■ **Objective**
Give the number of lines holding the string "page" and nothing more.

■ **Dataset excerpt**
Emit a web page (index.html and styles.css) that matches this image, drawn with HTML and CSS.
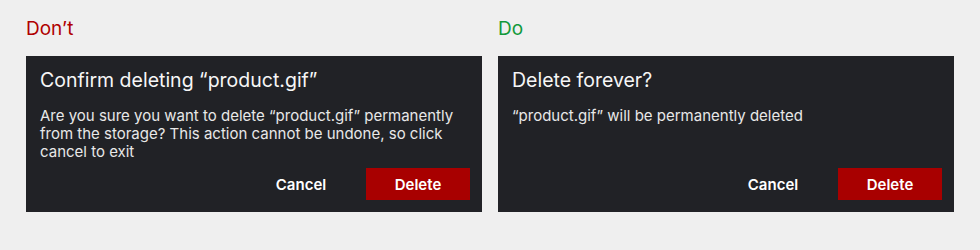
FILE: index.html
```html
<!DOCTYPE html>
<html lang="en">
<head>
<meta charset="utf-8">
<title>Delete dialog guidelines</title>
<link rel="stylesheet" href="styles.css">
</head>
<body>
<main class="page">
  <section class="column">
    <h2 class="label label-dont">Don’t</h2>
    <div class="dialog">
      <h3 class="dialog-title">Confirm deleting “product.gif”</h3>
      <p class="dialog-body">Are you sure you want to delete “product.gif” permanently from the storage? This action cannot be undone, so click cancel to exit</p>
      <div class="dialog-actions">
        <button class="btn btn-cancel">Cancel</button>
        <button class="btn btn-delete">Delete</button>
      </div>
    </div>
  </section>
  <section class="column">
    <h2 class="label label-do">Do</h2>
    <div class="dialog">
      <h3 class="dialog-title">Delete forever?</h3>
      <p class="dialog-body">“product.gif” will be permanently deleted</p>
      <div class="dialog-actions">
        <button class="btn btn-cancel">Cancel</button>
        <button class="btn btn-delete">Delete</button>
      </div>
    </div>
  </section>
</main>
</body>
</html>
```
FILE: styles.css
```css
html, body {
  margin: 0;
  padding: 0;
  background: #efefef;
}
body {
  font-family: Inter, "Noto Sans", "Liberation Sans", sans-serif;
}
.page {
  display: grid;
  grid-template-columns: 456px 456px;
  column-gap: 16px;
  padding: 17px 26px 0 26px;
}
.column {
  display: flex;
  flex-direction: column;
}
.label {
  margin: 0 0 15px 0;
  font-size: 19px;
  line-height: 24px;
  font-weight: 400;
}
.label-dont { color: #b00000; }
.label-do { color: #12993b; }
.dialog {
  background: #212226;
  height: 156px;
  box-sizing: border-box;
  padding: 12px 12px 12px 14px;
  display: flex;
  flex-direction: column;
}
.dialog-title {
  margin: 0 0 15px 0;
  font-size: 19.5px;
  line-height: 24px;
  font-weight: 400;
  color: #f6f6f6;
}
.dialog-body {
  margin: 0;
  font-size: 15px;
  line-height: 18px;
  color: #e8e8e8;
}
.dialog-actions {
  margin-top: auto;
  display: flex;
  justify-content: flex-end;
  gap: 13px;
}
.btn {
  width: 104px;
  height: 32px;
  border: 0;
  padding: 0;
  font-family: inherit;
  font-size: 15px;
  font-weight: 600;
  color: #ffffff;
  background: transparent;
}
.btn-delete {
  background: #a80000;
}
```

■ **Correct result**
3